The same only smaller


I'm not sure what I was expecting from 13 Days: the Cuban Missile Crisis, 1962. I had heard that it was similar to Twilight Struggle, but I wasn't prepared for how similar it is -- the two games are virtually identical in their game play. They both use the same core mechanic of cards being allied to one side or the other, and being played either to place tokens on the board, or for an in-game effect. They both use a scoring system based on the number of locations each player controls in a particular region. They even both have the same theme: the Cold War between the United States and Russia that lasted from roughly 1945 to 1990.

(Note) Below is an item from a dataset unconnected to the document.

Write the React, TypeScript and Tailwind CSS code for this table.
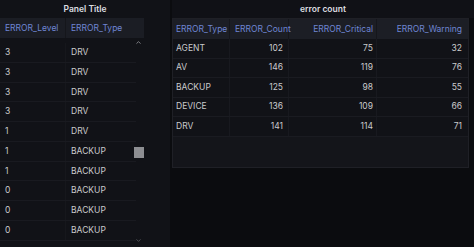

The only thing different about 13 Days is the scale, both thematically and mechanically. Where Twilight Struggle covers the entire cold war and can take 3 hours or more to play, 13 Days focuses in on a particular event (the Cuban Missile Crisis), and plays in 30-45 minutes. The production value is a little bit higher, with better graphic design and nicer components (wooden cubes instead of cardboard counters), but with games taking less than an hour to play, 13 Days feels rushed and anticlimactic, with no time to really soak up the theme.

Rating: 2 (out of 5) 13 Days is in every way a shorter, lighter version of Twilight Struggle, a game that doesn't need to be shorter or lighter.